Naquele meu chão de analfabetos, sem um rádio, sem nunca terem ouvido falar em TV, sem luz elétrica, a "estrada" era uma vereda, a "rua" era como ainda é, um terreiro acanhado e tudo feito a foice e facão. E o povo vivia de CRENDICES E SUPERTIÇÕES. Gregório de Bastião Folhá, morador dali foi um dos maiores símbolos do pauperismo humano que os meus olhos já viram. Gregório tinha uma choça por morada uma mulher e uns quatro filhos, todos magros, desnutridos, quase seminus. Tinha também três ou quatro cachorros de caça, todos magricelas como os demais da casa.

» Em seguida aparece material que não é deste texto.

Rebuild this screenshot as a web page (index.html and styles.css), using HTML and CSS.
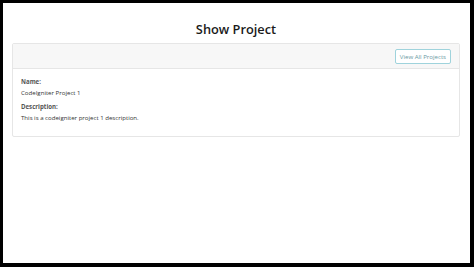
FILE: index.html
```html
<!DOCTYPE html>
<html>
<head>
<meta charset="utf-8">
<link rel="stylesheet" href="styles.css">
</head>
<body>
<div class="frame">
  <h2 class="title">Show Project</h2>
  <div class="card">
    <div class="card-header">
      <a class="btn-outline" href="#">View All Projects</a>
    </div>
    <div class="card-body">
      <div class="field">
        <div class="label">Name:</div>
        <div class="value">CodeIgniter Project 1</div>
      </div>
      <div class="field">
        <div class="label">Description:</div>
        <div class="value">This is a codeigniter project 1 description.</div>
      </div>
    </div>
  </div>
</div>
</body>
</html>
```
FILE: styles.css
```css
html, body {
  margin: 0;
  padding: 0;
  background: #000;
}
.frame {
  box-sizing: border-box;
  width: 474px;
  height: 267px;
  border-style: solid;
  border-color: #000;
  border-width: 3px 4px 4px 3px;
  background: #fff;
  padding: 0 10px 0 9px;
  font-family: "Open Sans", "Noto Sans", sans-serif;
  color: #212529;
}
.title {
  margin: 0;
  padding-top: 17px;
  height: 23px;
  text-align: center;
  font-size: 12.8px;
  font-weight: 600;
  line-height: 18px;
  color: #1a1a1a;
}
.card {
  border: 1px solid #e6e6e6;
  border-radius: 2px;
}
.card-header {
  background: #f7f7f7;
  border-bottom: 1px solid #e6e6e6;
  padding: 5px 8px 4px;
  display: flex;
  justify-content: flex-end;
}
.btn-outline {
  display: block;
  border: 1px solid #9fd3dc;
  border-radius: 2px;
  color: #6a9aa3;
  font-size: 6.1px;
  line-height: 13px;
  padding: 0 4px;
  text-decoration: none;
  background: #fff;
}
.card-body {
  padding: 8px 8px 13px;
  display: flex;
  flex-direction: column;
  gap: 4px;
}
.field {
  font-size: 6.1px;
  line-height: 10.5px;
  color: #333;
}
.label {
  font-weight: 700;
  color: #555;
}
```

Gregório punha uma pequena roça à beira de casa e nada colhia, pois o mato tomava-lhe de conta com o sujeito que vivia envolvido a vida inteira com suas caçadas pelo mato. Por vezes dormia no mato. Ninguém ali encontrava uma paca nem um tatu, mas Gregório tinha-os sempre em mãos. E vendia-os em sobrevida. Diziam que Gregório tinha pacto com "CURURUPIRO" uma entidade do mato (saci-pererê), protetora dos bichos selvagens, este mesmo que açoitava e desviava os cachorros quando em perseguição na floresta. Diziam que Gregório em ato de corrupção dava FUMO a "Currupiro". E "Currupiro", corrompido e conivente, facilitava as caças a Gregório.
MÃE D'ÁGUA
E quem é o bonito ou a bonita aí que nunca ouviu falar em MÃE D'ÁGUA? Naquele meu chão, as lendas sobre Mãe D'Água são tantas, até hoje"! Ali, quando uma ou mais pessoas iam para uma cacimba, já antes de chegar davam o brado: "Hei do poço, com licença". Pra uma praça, duas praças, três praças, conforme a "comitiva".

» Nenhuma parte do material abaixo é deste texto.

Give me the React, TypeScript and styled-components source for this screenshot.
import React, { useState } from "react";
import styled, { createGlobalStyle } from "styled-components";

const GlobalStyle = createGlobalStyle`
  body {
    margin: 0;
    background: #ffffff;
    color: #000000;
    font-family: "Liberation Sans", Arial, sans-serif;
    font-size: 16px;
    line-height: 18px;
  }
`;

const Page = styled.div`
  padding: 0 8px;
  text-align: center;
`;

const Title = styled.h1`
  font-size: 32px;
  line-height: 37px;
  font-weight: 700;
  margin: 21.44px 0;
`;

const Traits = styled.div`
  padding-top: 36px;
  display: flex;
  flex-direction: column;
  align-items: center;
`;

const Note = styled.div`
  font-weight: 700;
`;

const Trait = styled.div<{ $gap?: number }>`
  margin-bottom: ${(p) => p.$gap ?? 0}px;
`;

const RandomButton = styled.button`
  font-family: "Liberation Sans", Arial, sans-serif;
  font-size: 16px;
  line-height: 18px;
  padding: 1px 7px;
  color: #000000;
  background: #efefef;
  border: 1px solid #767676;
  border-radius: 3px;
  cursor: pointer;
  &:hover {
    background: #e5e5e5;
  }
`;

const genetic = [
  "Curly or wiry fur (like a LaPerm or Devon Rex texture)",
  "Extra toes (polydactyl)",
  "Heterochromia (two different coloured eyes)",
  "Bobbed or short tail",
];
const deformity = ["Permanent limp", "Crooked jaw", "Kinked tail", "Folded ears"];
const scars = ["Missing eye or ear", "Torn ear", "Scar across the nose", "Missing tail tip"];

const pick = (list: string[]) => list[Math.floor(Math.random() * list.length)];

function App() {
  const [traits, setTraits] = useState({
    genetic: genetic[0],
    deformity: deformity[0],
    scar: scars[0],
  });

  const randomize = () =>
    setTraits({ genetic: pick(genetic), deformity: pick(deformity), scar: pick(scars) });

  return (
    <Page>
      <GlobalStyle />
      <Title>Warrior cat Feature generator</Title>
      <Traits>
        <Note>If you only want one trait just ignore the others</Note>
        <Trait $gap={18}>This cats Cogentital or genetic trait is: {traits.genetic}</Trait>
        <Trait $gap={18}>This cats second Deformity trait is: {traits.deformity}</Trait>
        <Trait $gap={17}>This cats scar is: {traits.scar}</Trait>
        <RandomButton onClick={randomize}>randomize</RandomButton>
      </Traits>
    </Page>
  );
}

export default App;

Meu amigo Antônio de Leônico tem um poço d'água potável com quase meio século, ao quintal de sua casa. Até então sem qualquer problema. Pedi licença ao amigo, liguei o motor, pus uma bomba e lá se vão uns 300 litros d'água. No mesmo dia a água do poço apodreceu. Filhinha, mulher de Antônio, exclamou: "Não será Mãe D'Água"!? A mesma experiência fiz em outro poço e novamente a água apodreceu. Numa outra experiência, o poço "desbarrancou". E, numa quarta experiência, à noite choveu e o poço acabou. E aí, novamente, vem a pergunta de Filhinha: "Não será Mãe-D'Água"?